A Mostaganem ou à El Tarf, où aucune pierre n’a volé, des réunions ont lieu ces derniers jours à l’initiative des wallis (préfets). «Ils invitent les élus municipaux pour les exhorter à sensibiliser la population, raconte un avocat d’El Tarf. Mais comment ceux qu’on déteste pourraient-ils arriver à autre chose qu’à nous exciter davantage? On dirait qu’on les envoie au lynchage.» Ailleurs, où les élus ont préféré prendre la fuite, les hôtels de ville sont déjà vides.

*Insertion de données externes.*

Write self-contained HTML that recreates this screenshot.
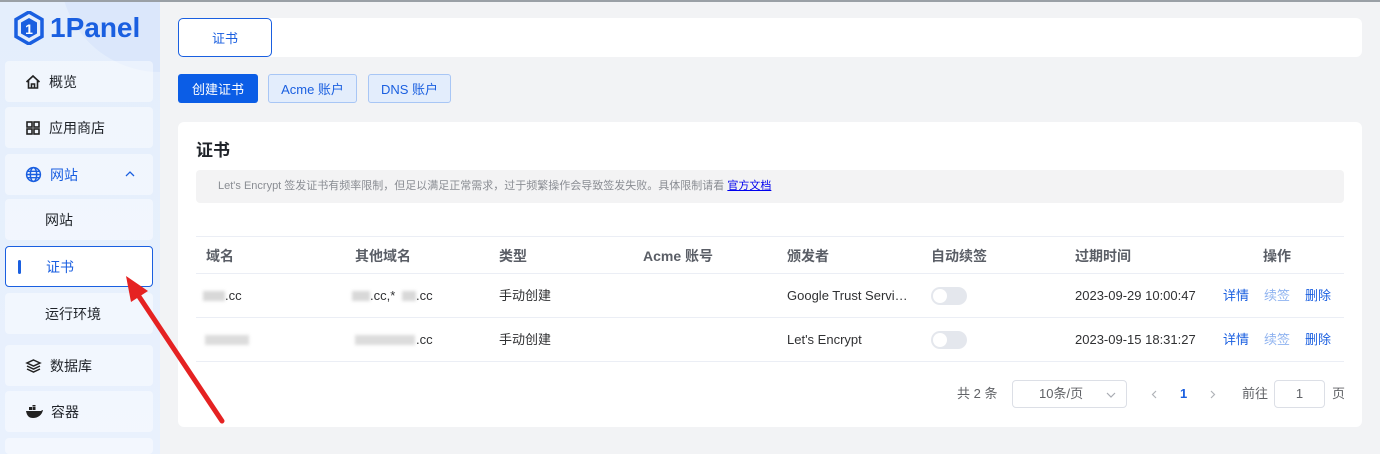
<!DOCTYPE html>
<html><head><meta charset="utf-8"><style>
*{box-sizing:border-box;margin:0;padding:0}
html,body{width:1380px;height:454px;overflow:hidden}
body{background:#f2f3f5;font-family:"Liberation Sans","Noto Sans CJK SC",sans-serif;font-size:14px;color:#1f2329;position:relative}
.top{position:absolute;left:0;top:0;width:1380px;height:2px;background:#9aa0a6}
.side{position:absolute;left:0;top:2px;width:160px;height:452px;background:linear-gradient(180deg,#e4eefc,#e9f1fd);overflow:hidden}
.circ{position:absolute;left:60px;top:-130px;width:200px;height:200px;border-radius:50%;background:#dbe7fb}
.logo{position:absolute;left:14px;top:9px;display:flex;align-items:center;gap:6px;color:#1a5fe0;font-weight:bold;font-size:28px}
.mi{position:absolute;left:5px;width:148px;height:41px;background:rgba(255,255,255,.45);border-radius:4px;display:flex;align-items:center;padding-left:20px;gap:8px;font-size:14px;color:#1f2329;line-height:20px}
.mi.sub{padding-left:40px}
.mi.act{background:#fff;border:1.5px solid #1a5fe0;color:#1a5fe0}
.abs{position:absolute}
.card{position:absolute;background:#fff;border-radius:6px}
.btn{position:absolute;top:74px;height:29px;border-radius:3px;font-size:13px;display:flex;align-items:center;justify-content:center}
.th{position:absolute;top:246px;font-size:14px;line-height:20px;color:#5a5e66;font-weight:bold}
.td{position:absolute;font-size:13px;line-height:20px;color:#303133;white-space:nowrap}
.line{position:absolute;left:196px;width:1148px;height:1px;background:#ebeef5}
.sw{position:absolute;left:931px;width:36px;height:18px;border-radius:9px;background:#e4e7ed}
.sw:after{content:"";position:absolute;left:2px;top:2px;width:14px;height:14px;border-radius:50%;background:#fff}
.blur{position:absolute;height:10px;background:#d8d8d8;filter:blur(1.5px)}
</style></head><body>
<div class="top"></div>
<div class="side">
<div class="circ"></div>
<div class="logo"><svg width="30" height="34" viewBox="0 0 30 34"><polygon points="15,1 28,8.5 28,25.5 15,33 2,25.5 2,8.5" fill="none" stroke="#1a5fe0" stroke-width="3.5"/><polygon points="15,7 23,11.5 23,22.5 15,27 7,22.5 7,11.5" fill="#1a5fe0"/><text x="15" y="23" fill="#fff" font-size="14" font-weight="bold" text-anchor="middle" font-family="Liberation Sans">1</text></svg><span>1Panel</span></div>
<div class="mi" style="top:59px"><svg width="16" height="16" viewBox="0 0 16 16" fill="none" stroke="#222" stroke-width="1.6"><path d="M1.5 8L8 2l6.5 6M3.5 6.5V14h9V6.5M6.5 14v-4h3v4"/></svg>概览</div>
<div class="mi" style="top:105px"><svg width="16" height="16" viewBox="0 0 16 16" fill="none" stroke="#222" stroke-width="1.6"><rect x="2" y="2" width="5" height="5"/><rect x="9" y="2" width="5" height="5"/><rect x="2" y="9" width="5" height="5"/><rect x="9" y="9" width="5" height="5"/></svg>应用商店</div>
<div class="mi" style="top:152px;color:#1a5fe0"><svg width="17" height="17" viewBox="0 0 16 16" fill="none" stroke="#1a5fe0" stroke-width="1.4"><circle cx="8" cy="8" r="6.5"/><ellipse cx="8" cy="8" rx="3" ry="6.5"/><path d="M1.5 8h13M2.5 5h11M2.5 11h11"/></svg>网站<svg style="position:absolute;left:120px;top:17px" width="10" height="6" viewBox="0 0 10 6" fill="none" stroke="#1a5fe0" stroke-width="1.3"><path d="M1 5l4-4 4 4"/></svg></div>
<div class="mi sub" style="top:197px">网站</div>
<div class="mi sub act" style="top:244px"><span style="position:absolute;left:12px;top:13px;width:3px;height:14px;background:#1a5fe0;border-radius:2px"></span>证书</div>
<div class="mi sub" style="top:291px">运行环境</div>
<div class="mi" style="top:343px"><svg width="17" height="16" viewBox="0 0 16 16" fill="none" stroke="#222" stroke-width="1.5"><path d="M8 2l6.5 3L8 8 1.5 5zM1.5 8L8 11l6.5-3M1.5 11L8 14l6.5-3"/></svg>数据库</div>
<div class="mi" style="top:389px"><svg width="18" height="14" viewBox="0 0 18 14"><rect x="4" y="2" width="3" height="3" fill="#222"/><rect x="7.5" y="2" width="3" height="3" fill="#222"/><rect x="7.5" y="-1.5" width="3" height="3" fill="#222"/><path d="M1 6h15c1-1 2-1 2-1-1 5-5 8-10 8C4 13 2 11 1 6z" fill="#222"/></svg>容器</div>
<div class="mi" style="top:436px;height:16px"></div>
</div>

<div class="card" style="left:178px;top:18px;width:1184px;height:39px"></div>
<div class="abs" style="left:178px;top:18px;width:94px;height:39px;border:1.5px solid #1a5fe0;border-radius:5px;background:#fff;color:#1a5fe0;display:flex;align-items:center;justify-content:center;font-size:13px">证书</div>

<div class="btn" style="left:178px;width:80px;background:#0b5de6;color:#fff">创建证书</div>
<div class="btn" style="left:268px;width:89px;background:#e3edfc;border:1px solid #a8c6f5;color:#1a5fe0">Acme 账户</div>
<div class="btn" style="left:368px;width:83px;background:#e3edfc;border:1px solid #a8c6f5;color:#1a5fe0">DNS 账户</div>

<div class="card" style="left:178px;top:122px;width:1184px;height:305px"></div>
<div class="abs" style="left:196px;top:139px;font-size:17px;line-height:24px;font-weight:bold">证书</div>
<div class="abs" style="left:196px;top:170px;width:1148px;height:33px;background:#f3f3f4;border-radius:4px;font-size:11px;line-height:33px;color:#8a8d93;padding-left:22px">Let's Encrypt 签发证书有频率限制，但足以满足正常需求，过于频繁操作会导致签发失败。具体限制请看 <span style="color:#0000ee;text-decoration:underline">官方文档</span></div>

<div class="line" style="top:236px"></div>
<div class="th" style="left:206px">域名</div>
<div class="th" style="left:355px">其他域名</div>
<div class="th" style="left:499px">类型</div>
<div class="th" style="left:643px">Acme 账号</div>
<div class="th" style="left:787px">颁发者</div>
<div class="th" style="left:931px">自动续签</div>
<div class="th" style="left:1075px">过期时间</div>
<div class="th" style="left:1263px">操作</div>
<div class="line" style="top:273px"></div>
<div class="line" style="top:317px"></div>
<div class="line" style="top:361px"></div>

<div class="blur" style="left:203px;top:291px;width:22px"></div><div class="td" style="left:225px;top:286px">.cc</div>
<div class="blur" style="left:352px;top:291px;width:18px"></div><div class="td" style="left:370px;top:286px">.cc,*</div><div class="blur" style="left:402px;top:291px;width:14px"></div><div class="td" style="left:416px;top:286px">.cc</div>
<div class="td" style="left:499px;top:286px">手动创建</div>
<div class="td" style="left:787px;top:286px">Google Trust Servi…</div>
<div class="sw" style="top:287px"></div>
<div class="td" style="left:1075px;top:286px">2023-09-29 10:00:47</div>
<div class="td" style="left:1223px;top:286px;color:#1a5fe0">详情</div>
<div class="td" style="left:1264px;top:286px;color:#8fb3f0">续签</div>
<div class="td" style="left:1305px;top:286px;color:#1a5fe0">删除</div>

<div class="blur" style="left:205px;top:335px;width:44px;background:#dcdcdc"></div>
<div class="blur" style="left:355px;top:335px;width:60px;background:#dcdcdc"></div><div class="td" style="left:416px;top:330px">.cc</div>
<div class="td" style="left:499px;top:330px">手动创建</div>
<div class="td" style="left:787px;top:330px">Let's Encrypt</div>
<div class="sw" style="top:331px"></div>
<div class="td" style="left:1075px;top:330px">2023-09-15 18:31:27</div>
<div class="td" style="left:1223px;top:330px;color:#1a5fe0">详情</div>
<div class="td" style="left:1264px;top:330px;color:#8fb3f0">续签</div>
<div class="td" style="left:1305px;top:330px;color:#1a5fe0">删除</div>

<div class="td" style="left:957px;top:384px;color:#606266">共 2 条</div>
<div class="abs" style="left:1012px;top:380px;width:115px;height:28px;border:1px solid #dcdfe6;border-radius:4px;font-size:13px;line-height:26px;color:#606266;padding-left:26px">10条/页<svg style="position:absolute;right:10px;top:11px" width="10" height="6" viewBox="0 0 10 6" fill="none" stroke="#a8abb2" stroke-width="1.2"><path d="M1 1l4 4 4-4"/></svg></div>
<svg class="abs" style="left:1151px;top:390px" width="6" height="9" viewBox="0 0 6 9" fill="none" stroke="#b0b3b8" stroke-width="1.2"><path d="M5 1L1.5 4.5 5 8"/></svg>
<div class="td" style="left:1180px;top:384px;color:#1a5fe0;font-weight:bold">1</div>
<svg class="abs" style="left:1210px;top:390px" width="6" height="9" viewBox="0 0 6 9" fill="none" stroke="#b0b3b8" stroke-width="1.2"><path d="M1 1l3.5 3.5L1 8"/></svg>
<div class="td" style="left:1242px;top:384px;color:#606266">前往</div>
<div class="abs" style="left:1274px;top:380px;width:51px;height:28px;border:1px solid #dcdfe6;border-radius:4px;text-align:center;font-size:13px;line-height:26px;color:#606266">1</div>
<div class="td" style="left:1332px;top:384px;color:#606266">页</div>

<svg class="abs" style="left:0;top:0" width="300" height="454"><line x1="222" y1="421" x2="138" y2="295" stroke="#e52222" stroke-width="5" stroke-linecap="round"/><polygon points="126,276 148,291 131,302" fill="#e52222"/></svg>
</body></html>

La vraie révolte. Le problème, c’est que la révolte a pris une telle ampleur que, désormais, «il faut être inconscient pour penser la contrôler», reprend un associatif de Tébessa. Là-bas, des émeutes déclenchées par des provocateurs ce week-end ont échappé hier à leurs instigateurs, tournant à la vraie révolte. A Aïn M’lila, aussi. On y enterre deux morts, des gamins de 14 et de 13 ans, abattus à balles réelles. «Et vous pensez qu’un vote va nous calmer?»
Hier, poursuivant sa visite à Illizi, Bouteflika essayait déjà une autre diversion. Concernant la langue amazigh, dont la reconnaissance est une parmi les revendications des manifestants, il a dit: «Des solutions existent.».